Story by Ian Guerin
LITTLE RIVER, S.C. | Samantha Smith’s says she’s phased out some of her playing goals. In lieu of her rise up the managerial ranks in a relatively short time span, sacrificing her golf game for the other side of the spectrum was inevitable. And yet, the newly minted Head Golf Professional at River Hills Golf & Country Club hasn’t stopped showing off her skills with a club in her hands. A week after her latest promotion, Smith went out on the course with a co-worker, the new title showing that it hadn’t taken the luster off her abilities.
“My game is still pretty good,” Smith said. “Could it be better? Absolutely.” For the record, Smith shot a 74 that day. From the men’s tees. After hitting the links this summer only sparingly. It was further indication of the competitive spirit that those who have watched her blossom in the last four years have seen. In that time, Smith - still recognized as Samantha Swinehart from her stellar playing days at the University of South Carolina pre-marriage - has gone from a course intern to First Assistant Head Golf Professional to Head Golf Professional and General Manager. The fact that she did all that before the age of 27 isn’t a surprise.
She’s always been a quick study. As a sophomore at Lancaster (Ohio) High School outside Columbus, she earned the first of three All-State honors. In her first season at South Carolina, she was named to the All-SEC Freshman Team after leading the squad in top-20 finishes. (As a senior, she led the Gamecocks in scoring average and at the time of her graduation, left school with two of the top-10 season averages in school history.) And three months after that, following a shot at LPGA Qualifying School and some mini-tour events in Florida, she started the professional climb at River Hills. Smith spent nearly two years there cutting her teeth before doing shorter stints at Grande Dunes Resort Course and TPC of Myrtle Beach.

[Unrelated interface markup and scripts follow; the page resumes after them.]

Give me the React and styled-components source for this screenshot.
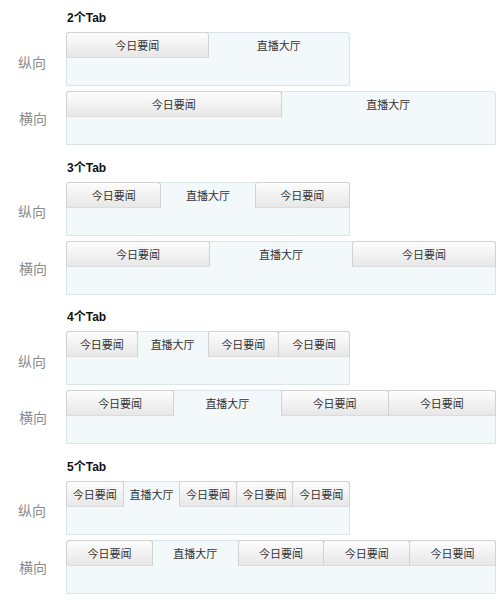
import React from 'react';
import styled, { createGlobalStyle } from 'styled-components';

const GlobalStyle = createGlobalStyle`
  body {
    margin: 0;
    background: #fff;
    font-family: "Liberation Sans", Arial, "Noto Sans CJK SC", sans-serif;
  }
`;

const sections = [2, 3, 4, 5];

const Page = styled.div`
  width: 500px;
  padding-top: 11px;
`;

const Section = styled.section`
  margin-bottom: 15.5px;
`;

const Title = styled.div`
  margin-left: 67px;
  height: 14px;
  line-height: 14px;
  font-size: 12px;
  font-weight: 700;
  color: #111;
  margin-bottom: 7px;
`;

const Row = styled.div`
  display: flex;
  align-items: center;
  & + & {
    margin-top: 5px;
  }
`;

const Label = styled.div`
  width: 66px;
  flex: none;
  box-sizing: border-box;
  padding-right: ${p => (p.$wide ? 19 : 20)}px;
  text-align: right;
  font-size: 14px;
  color: #8c8c8c;
  padding-top: ${p => (p.$wide ? 0 : 5)}px;
`;

const Box = styled.div`
  width: ${p => p.$width}px;
  height: 54px;
  box-sizing: border-box;
  background: #f3f8fb;
  border: 1px solid #dbe4ea;
  border-radius: 3px 3px 0 0;
  display: flex;
  flex-direction: column;
`;

const TabBar = styled.div`
  display: flex;
  height: 26px;
  margin: -1px -1px 0;
`;

const Tab = styled.div`
  flex: 1;
  min-width: 0;
  box-sizing: border-box;
  display: flex;
  align-items: center;
  justify-content: center;
  font-size: 11px;
  color: #333;
  white-space: nowrap;
  border-radius: 3px 3px 0 0;
  border: 1px solid ${p => (p.$active ? 'transparent' : '#d2d2d2')};
  border-bottom-color: ${p => (p.$active ? 'transparent' : '#dcdcdc')};
  background: ${p =>
    p.$active ? 'transparent' : 'linear-gradient(#fdfdfd, #e7e7e7)'};
  & + & {
    margin-left: -1px;
  }
`;

const TabGroup = ({ count, width }) => (
  <Box $width={width}>
    <TabBar>
      {Array.from({ length: count }).map((_, i) => (
        <Tab key={i} $active={i === 1}>
          {i === 1 ? '直播大厅' : '今日要闻'}
        </Tab>
      ))}
    </TabBar>
  </Box>
);

const App = () => (
  <Page>
    <GlobalStyle />
    {sections.map(count => (
      <Section key={count}>
        <Title>{count}个Tab</Title>
        <Row>
          <Label>纵向</Label>
          <TabGroup count={count} width={284} />
        </Row>
        <Row>
          <Label $wide>横向</Label>
          <TabGroup count={count} width={430} />
        </Row>
      </Section>
    ))}
  </Page>
);

export default App;
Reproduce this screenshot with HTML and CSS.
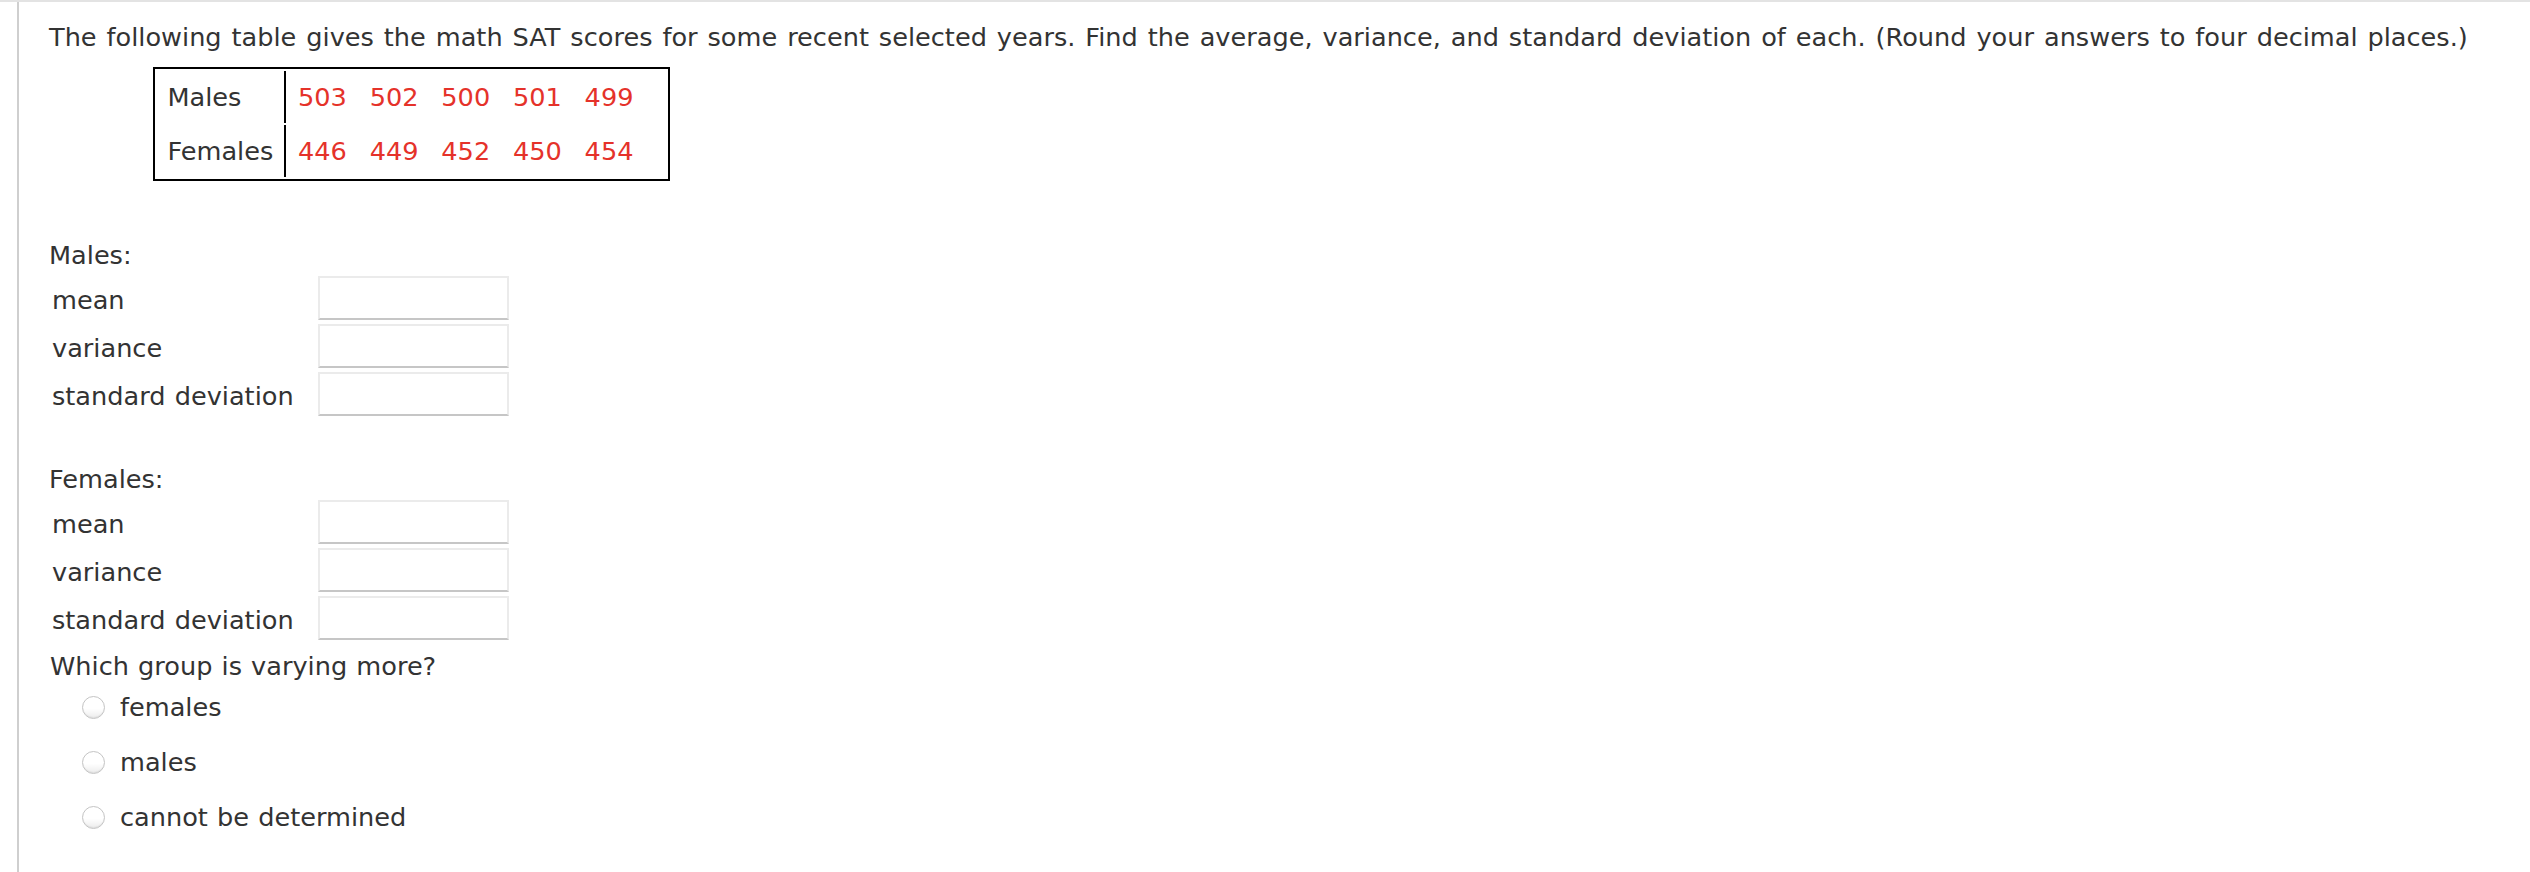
FILE: index.html
```html
<!DOCTYPE html>
<html lang="en">
<head>
<meta charset="utf-8">
<title>SAT scores</title>
<link rel="stylesheet" href="styles.css">
</head>
<body>
<div class="page">
  <div class="frame">
    <p class="prompt">The following table gives the math SAT scores for some recent selected years. Find the average, variance, and standard deviation of each. (Round your answers to four decimal places.)</p>
    <table class="data">
      <tr>
        <th class="rowhead">Males</th>
        <td>503</td><td>502</td><td>500</td><td>501</td><td class="last">499</td>
      </tr>
      <tr>
        <th class="rowhead">Females</th>
        <td>446</td><td>449</td><td>452</td><td>450</td><td class="last">454</td>
      </tr>
    </table>

    <div class="group">
      <div class="group-title">Males:</div>
      <div class="fields">
        <label class="field"><span class="label">mean</span><input class="answer" type="text"></label>
        <label class="field"><span class="label">variance</span><input class="answer" type="text"></label>
        <label class="field"><span class="label">standard deviation</span><input class="answer" type="text"></label>
      </div>
    </div>

    <div class="group second">
      <div class="group-title">Females:</div>
      <div class="fields">
        <label class="field"><span class="label">mean</span><input class="answer" type="text"></label>
        <label class="field"><span class="label">variance</span><input class="answer" type="text"></label>
        <label class="field"><span class="label">standard deviation</span><input class="answer" type="text"></label>
      </div>
    </div>

    <div class="question">Which group is varying more?</div>
    <div class="choices">
      <div class="choice"><span class="radio"></span><span class="choice-text">females</span></div>
      <div class="choice"><span class="radio"></span><span class="choice-text">males</span></div>
      <div class="choice"><span class="radio"></span><span class="choice-text">cannot be determined</span></div>
    </div>
  </div>
</div>
</body>
</html>
```
FILE: styles.css
```css
html, body {
  margin: 0;
  padding: 0;
  background: #ffffff;
}

body {
  font-family: "DejaVu Sans", Verdana, sans-serif;
  font-size: 25.6px;
  color: #333333;
  word-spacing: 1px;
}

.page {
  border-top: 2px solid #e3e3e3;
  height: 870px;
  overflow: hidden;
}

.frame {
  margin-left: 17px;
  border-left: 2px solid #cfcfcf;
  padding-left: 30px;
  height: 100%;
  box-sizing: border-box;
  display: flex;
  flex-direction: column;
  align-items: flex-start;
}

.prompt {
  margin: 0;
  padding-top: 17px;
  line-height: 36px;
  white-space: nowrap;
  word-spacing: 1.8px;
}

.data {
  margin-top: 12px;
  margin-left: 104px;
  border: 2px solid #000000;
  border-collapse: separate;
  border-spacing: 2px;
  word-spacing: 0;
}

.data th,
.data td {
  height: 52px;
  padding: 0 10.4px;
  vertical-align: middle;
  font-weight: normal;
  text-align: left;
}

.data td {
  color: #e5322a;
}

.data .rowhead {
  border-right: 2px solid #000000;
  color: #333333;
}

.data td.last {
  padding-right: 33px;
}

.group {
  margin-top: 56px;
}

.group.second {
  margin-top: 45px;
}

.group-title {
  line-height: 36px;
  margin-bottom: 3px;
}

.fields {
  display: flex;
  flex-direction: column;
  gap: 4px;
}

.field {
  display: flex;
  align-items: center;
  height: 44px;
  padding-left: 3px;
}

.label {
  width: 266px;
  padding-top: 3px;
}

.answer {
  width: 191px;
  height: 44px;
  box-sizing: border-box;
  margin: 0;
  padding: 0 6px;
  border: 2px solid #ebebeb;
  border-bottom: 2px solid #c6c6c6;
  border-radius: 0;
  background: #ffffff;
  font: inherit;
  outline: none;
}

.question {
  margin-top: 8px;
  line-height: 36px;
  padding-left: 1px;
}

.choices {
  margin-top: 5px;
  display: flex;
  flex-direction: column;
  gap: 19px;
}

.choice {
  display: flex;
  align-items: center;
  height: 36px;
  padding-left: 33px;
}

.radio {
  width: 23px;
  height: 23px;
  box-sizing: border-box;
  border-radius: 50%;
  border: 1px solid #c4c4c4;
  background: linear-gradient(#ffffff 0%, #ffffff 55%, #ececec 100%);
  box-shadow: inset 0 -1px 1px rgba(0, 0, 0, 0.06);
  margin-right: 15px;
  flex: none;
}
```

By the time she returned to River Hills in May of 2017, she had nearly a year of PGA Certification under her belt. When the course needed a new boss, the application and interview processes continued to divulge her strengths. “Right when Sam started working at both Grande Dunes and TPC, it was evident that she had all of the qualities you would want in a golf professional,” said Founders Group International Director of Golf Operations Matt Daly. “She was always very courteous and professional to all of our members and guests. She would stay engaged with every golfer to make sure that we were exceeding their expectations. She was also great at networking within the industry. When we were going through the hiring process for River Hills, it was amazing to see how many people reached out to us to endorse Sam for this position. That just speaks to how well she is respected in the industry.”
At the time of Smith’s promotion - which happened in August of 2018 - she was also one of just two women (along with Tradition Golf Club’s Christa Bodensteiner, also the South End Regional Manager) working as a Head Golf Professional at a Grand Strand course. “It’s kind of cool to be a part of that small group,” she said. “But I think going forward, it’s something you’ll see more of. It is exciting. There are two of us. Hopefully there will be more down the road.” As Smith has proven, it can certainly happen quickly.
For her, the avenue to her current position developed despite deciding to take that path not all that long ago. She initially set her mind to a post-college playing career, not one in management. Only after seeing the potential for the latter progressing so fast did the change happen. “I found out I liked the business,” Smith said. “I decided I could be a professional and run a facility.” Now she is.